Much of the work in such a project is focused on aiding humanitarian projects in response to major environmental events or violent conflict. Intervention planning for emergencies depends greatly upon knowing where people are. With this in mind, mobile data, which provides a geographically located ‘tag’ of phone users, can enable researchers to describe trends in the macroscopic behaviour of populations through creating relatively cheap population maps in emergency and data scarce situations. This feature of mobile data can be incredibly useful in low-income countries where directed big data sourcing by governments may be infrequent, (e.g in the Democratic Republic of Congo, the last census was taken in 1984, however mobile phone penetration here is 64%). A team working with Antonio Lima as part of the Orange Data for Development Challenge utilised a dataset of mobile phone calls from Ivory Coast and found that social ties are an incredibly useful tool to be manipulated in intervention planning. When vital information needs to be disseminated rapidly (e.g. at the beginning of a disease epidemic), ‘social beacons’ (individuals that make a large number of calls to a wide social set) in communities can be contacted to ensure greater spread of information such as the nearest vaccination centre and suggested hygiene practices to prevent transmission. With knowledge of phone user location, as well as the prime candidates within a population for information spread, governments and organisations tasked with responding to crises are equipped with greater ability to reach vulnerable people more quickly.

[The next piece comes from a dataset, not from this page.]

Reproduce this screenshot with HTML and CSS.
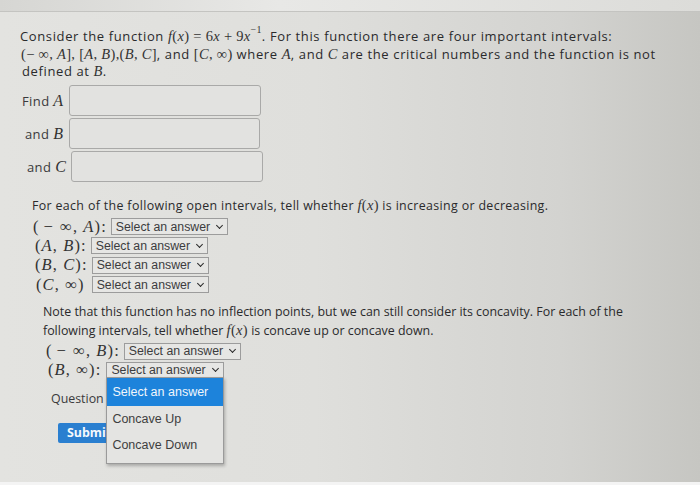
FILE: index.html
```html
<!DOCTYPE html>
<html>
<head>
<meta charset="utf-8">
<link rel="stylesheet" href="styles.css">
</head>
<body>
<div class="screen">
  <div class="topline"></div>
  <div class="intro">
    <p class="ln ln1">Consider the function <span class="m"><i>f</i>(<i>x</i>) = 6<i>x</i> + 9<i>x</i><sup>−1</sup></span>. For this function there are four important intervals:</p>
    <p class="ln ln2"><span class="m">(− ∞, <i>A</i>], [<i>A</i>, <i>B</i>),(<i>B</i>, <i>C</i>]</span>, and <span class="m">[<i>C</i>, ∞)</span> where <span class="m"><i>A</i></span>, and <span class="m"><i>C</i></span> are the critical numbers and the function is not</p>
    <p class="ln ln3">defined at <span class="m"><i>B</i></span>.</p>
  </div>

  <div class="finds">
    <div class="find f1"><span class="flabel">Find <span class="m"><i>A</i></span></span><span class="box"></span></div>
    <div class="find f2"><span class="flabel">and <span class="m"><i>B</i></span></span><span class="box"></span></div>
    <div class="find f3"><span class="flabel">and <span class="m"><i>C</i></span></span><span class="box"></span></div>
  </div>

  <div class="inc">
    <p class="ln">For each of the following open intervals, tell whether <span class="m"><i>f</i>(<i>x</i>)</span> is increasing or decreasing.</p>
    <div class="srow r1"><span class="m lbl">(<span class="neg">−</span>∞, <i>A</i>):</span><span class="sel">Select an answer<span class="chev"></span></span></div>
    <div class="srow r2"><span class="m lbl">(<i>A</i>, <i>B</i>):</span><span class="sel">Select an answer<span class="chev"></span></span></div>
    <div class="srow r3"><span class="m lbl">(<i>B</i>, <i>C</i>):</span><span class="sel">Select an answer<span class="chev"></span></span></div>
    <div class="srow r4"><span class="m lbl">(<i>C</i>, ∞)</span><span class="sel">Select an answer<span class="chev"></span></span></div>
  </div>

  <div class="conc">
    <p class="ln">Note that this function has no inflection points, but we can still consider its concavity. For each of the</p>
    <p class="ln">following intervals, tell whether <span class="m"><i>f</i>(<i>x</i>)</span> is concave up or concave down.</p>
    <div class="srow c1"><span class="m lbl">(<span class="neg">−</span>∞, <i>B</i>):</span><span class="sel">Select an answer<span class="chev"></span></span></div>
    <div class="srow c2"><span class="m lbl">(<i>B</i>, ∞):</span><span class="sel open">Select an answer<span class="chev"></span>
      <span class="menu">
        <span class="opt hi">Select an answer</span>
        <span class="opt">Concave Up</span>
        <span class="opt">Concave Down</span>
      </span>
    </span></div>
  </div>

  <div class="foot">
    <p class="question">Question</p>
    <span class="submit">Submit</span>
  </div>
  <div class="bottomstrip"></div>
</div>
</body>
</html>
```

FILE: styles.css
```css
html, body {
  margin: 0;
  padding: 0;
}
body {
  width: 700px;
  height: 485px;
  overflow: hidden;
  background: #d8d8d5;
}
.screen {
  position: relative;
  width: 700px;
  height: 485px;
  background: linear-gradient(90deg, #e3e3e0 0%, #dfdfdc 45%, #d3d3d0 80%, #c6c6c2 100%);
  font-family: "Open Sans", "DejaVu Sans", sans-serif;
  font-size: 12.4px;
  color: #2a2a2c;
  display: flex;
  flex-direction: column;
}
.topline {
  height: 11px;
  border-bottom: 1px solid #c4c4c1;
  background: linear-gradient(90deg, #d6d6d3, #e8e8e6 40%, #dcdcd9);
  flex: none;
}
p { margin: 0; }
.m {
  font-family: "Liberation Serif", "DejaVu Serif", serif;
  font-size: 14.5px;
  color: #333;
  letter-spacing: 0.3px;
}
.m sup { font-size: 10px; position: relative; top: -2px; }
.intro { padding: 11px 0 0 20px; font-size: 13px; letter-spacing: 0.62px; }
.ln { line-height: 18px; white-space: nowrap; }
.ln2 { padding-left: 1px; }
.ln3 { padding-left: 2px; line-height: 17px; }

.finds { padding-top: 6px; display: flex; flex-direction: column; gap: 3px; font-size: 13px; letter-spacing: 0.4px; }
.find { display: flex; align-items: center; height: 30px; }
.flabel { display: inline-block; color: #3a3a3c; }
.flabel .m { font-size: 16px; }
.f1 { padding-left: 22px; }
.f1 .flabel { width: 47px; }
.f2 { padding-left: 25px; }
.f2 .flabel { width: 44px; }
.f3 { padding-left: 27px; }
.f3 .flabel { width: 44px; }
.box {
  display: block;
  width: 190px;
  height: 29px;
  border: 1px solid #a9a9a8;
  border-radius: 3px;
  background: #e2e2e0;
}
.f2 .box { width: 189px; }

.inc { padding: 14px 0 0 32px; }
.inc .ln { margin-bottom: 2px; letter-spacing: 0.35px; }
.srow { display: flex; align-items: center; height: 19.4px; }
.lbl { font-size: 16.5px; margin-right: 4px; letter-spacing: 1.1px; }
.neg { margin: 0 6px 0 4px; }
.sel {
  position: relative;
  display: inline-flex;
  align-items: center;
  height: 15px;
  padding: 0 4px 0 4px;
  border: 1px solid #9c9c9c;
  background: #e6e6e4;
  font-family: "Liberation Sans", Arial, sans-serif;
  font-size: 12.3px;
  color: #3c3c3e;
  white-space: nowrap;
}
.chev {
  display: inline-block;
  width: 4px;
  height: 4px;
  border-right: 1.7px solid #2a2a2a;
  border-bottom: 1.7px solid #2a2a2a;
  transform: rotate(45deg);
  margin: -3px 1px 0 7px;
}
.r1 { padding-left: 1px; }
.r2 { padding-left: 3px; }
.r3 { padding-left: 3px; }
.r4 { padding-left: 4px; }
.r4 .lbl { margin-right: 7px; }

.conc { padding: 9px 0 0 43px; }
.conc .ln + .ln { margin-bottom: 1px; }
.c1 { padding-left: 3px; }
.c2 { padding-left: 5px; }
.c2 .lbl { margin-right: 5px; }

.menu {
  position: absolute;
  left: -1px;
  top: 14px;
  width: 116px;
  height: 85px;
  background: #e4e4e2;
  border: 1px solid #9a9a9a;
  box-shadow: 1px 2px 3px rgba(0,0,0,0.25);
  display: flex;
  flex-direction: column;
  z-index: 5;
}
.opt {
  display: flex;
  align-items: center;
  padding-left: 5px;
  height: 26px;
  font-size: 12.5px;
  color: #3e3e40;
}
.opt.hi {
  background: #1d83db;
  color: #f2f6fb;
  height: 28px;
}

.foot { padding: 10px 0 0 51px; }
.question { color: #3a3a3c; line-height: 18px; }
.submit {
  display: inline-block;
  margin: 15px 0 0 7px;
  width: 54px;
  height: 20px;
  line-height: 20px;
  background: #2a7fd0;
  color: #f4f8fc;
  font-weight: 700;
  font-size: 12.4px;
  padding-left: 9px;
  box-sizing: border-box;
  border-radius: 2px;
  white-space: nowrap;
  overflow: hidden;
}
.bottomstrip {
  position: absolute;
  left: 0;
  bottom: 0;
  width: 700px;
  height: 3px;
  background: #f4f4f4;
}
```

Though big data analysis, as an emerging discipline, has not come without its concerns. Our mobile devices are with us for a significant portion of our daily lives, acting as witness to many private moments. Thus issues of privacy abound as sceptics and proponents debate the ability of personal information to be de-anonymised and individuals identified from their activity on social media, particularly with mobile data mined from geo-social media (when users tag themselves on location). Experimental results have found that identification strategies can achieve an accuracy of more than 80% using only 10 ‘check-ins’. One can argue that by participating in location based social networks, users are implicitly agreeing to the privacy disclosure agreement, as they are sharing their location and information to all other users. However there is clearly a call for greater public awareness and information campaigns concerning this, as many users will remain unaware of the potential uses of their data.
This could be partly addressed for the future with the introduction of more computer science based classes in schools, as an attempt to demystify the technology and aims of research in this discipline, as well as encouraging greater interest in the emerging field. Currently only few university institutions in the UK are able to offer course at undergraduate level, despite widespread agreement that computational social science is a fundamental skill for the modern workplace. Educating the public of the technology, developments and potential issues would surely only make them more aware, better informed, and able to decide when to update their social media status.